I’m at something of a disadvantage when it comes to reviewing Barry Lyndon because I watched it on television and Barry Lyndon is one of those films that demands to be seen on a big screen.  For all of the dramatic moments and satirical asides (this film has a wonderfully snarky narrator), Barry Lyndon is ultimately most concerned with recreating the past as authentically as possible.  Watching this film, you really do feel as if you’ve traveled back to the 18th Century, where all of the rooms are lit by candle light and one’s station in life can be determined by the ornateness of his or her costume.

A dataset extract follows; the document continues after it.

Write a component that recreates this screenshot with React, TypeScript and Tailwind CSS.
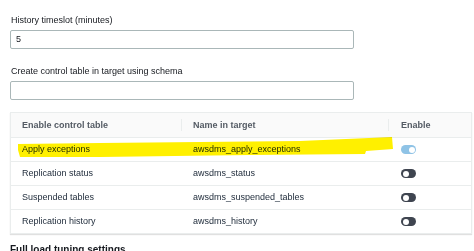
import React from "react";

const rows = [
  { label: "Apply exceptions", name: "awsdms_apply_exceptions", on: true },
  { label: "Replication status", name: "awsdms_status", on: false },
  { label: "Suspended tables", name: "awsdms_suspended_tables", on: false },
  { label: "Replication history", name: "awsdms_history", on: false },
];

function Toggle({ on }: { on: boolean }) {
  return (
    <span
      className={
        on
          ? "flex h-[9px] w-[15px] items-center justify-end rounded-full bg-[#8fc3e6] px-[1.5px]"
          : "flex h-[9px] w-[15px] items-center justify-start rounded-full bg-[#3f4550] px-[1.5px]"
      }
    >
      <span className="h-[6px] w-[6px] rounded-full bg-white" />
    </span>
  );
}

export default function App() {
  return (
    <div
      className="relative h-[251px] w-[474px] overflow-hidden bg-white text-[9px] text-[#16191f]"
      style={{ fontFamily: '"Liberation Sans", Arial, sans-serif' }}
    >
      <div className="flex flex-col pl-[10px] pt-[14px]">
        <label className="pl-px leading-[12px]">History timeslot (minutes)</label>
        <div className="mt-[4px] flex h-[19px] w-[344px] items-center rounded-[2px] border border-[#aab7b8] px-[5px]">
          5
        </div>

        <label className="mt-[16px] pl-px leading-[12px]">
          Create control table in target using schema
        </label>
        <div className="mt-[4px] h-[19px] w-[344px] rounded-[2px] border border-[#aab7b8]" />

        <div className="mt-[12px] w-[462px] border border-[#eaeded] shadow-[0_1px_1px_rgba(0,0,0,0.12)]">
          <div className="flex h-[24px] items-center bg-[#fafafa] font-bold text-[#545b64]">
            <div className="w-[171px] border-r border-[#eaeded] pl-[11px] leading-[12px]">
              Enable control table
            </div>
            <div className="w-[207px] border-r border-[#eaeded] pl-[11px] leading-[12px]">
              Name in target
            </div>
            <div className="pl-[12px] leading-[12px]">Enable</div>
          </div>
          {rows.map((r) => (
            <div
              key={r.label}
              className="flex h-[24px] items-center border-t border-[#eaeded] text-[#232f3e]"
            >
              <div className="w-[171px] pl-[11px]">{r.label}</div>
              <div className="w-[207px] pl-[11px]">{r.name}</div>
              <div className="pl-[12px]">
                <Toggle on={r.on} />
              </div>
            </div>
          ))}
        </div>

        <div className="mt-[10px] text-[10px] font-bold leading-[12px]">
          Full load tuning settings
        </div>
      </div>

      <svg
        className="pointer-events-none absolute left-0 top-0 mix-blend-multiply"
        width="474"
        height="251"
      >
        <polygon
          fill="#fff000"
          points="18,144 100,143 200,142 300,141 392,137 393,149 366,151 365,154 250,155 100,157 20,157 18,150"
        />
      </svg>
    </div>
  );
}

As I watched Barry Lyndon, I had to wonder — whatever happened to Ryan O’Neal?  I recently saw O’Neal in a film called The List and it was hard to believe that the terrible actor from that film was the same guy who starred in Barry Lyndon.  Kubrick may not have a reputation for being an actor’s director but Ryan O’Neal gives a great performance in Barry Lyndon.  (Compare O’Neal’s performance in the earlier Love Story to his performance here and you’ll see how good a job Kubrick did when it came to directing O’Neal.)  When we first meet Barry, he is an almost passive aggressive character, a cunning guy who has the patience necessary to wait for his opportunity to advance.  It’s only during the second half of the film that Barry becomes a truly sympathetic character, redeemed by both his love for his son and the fact that all of his enemies are even worse than him.  The strength of Ryan O’Neal’s performance can be found in the fact that Barry can be both amoral and sympathetic at the same time.

So, I’m glad that the streets were icy on Tuesday.  I’m thankful because it gave me a chance to watch Barry Lyndon.

And yes, I’m also very thankful for that intermission.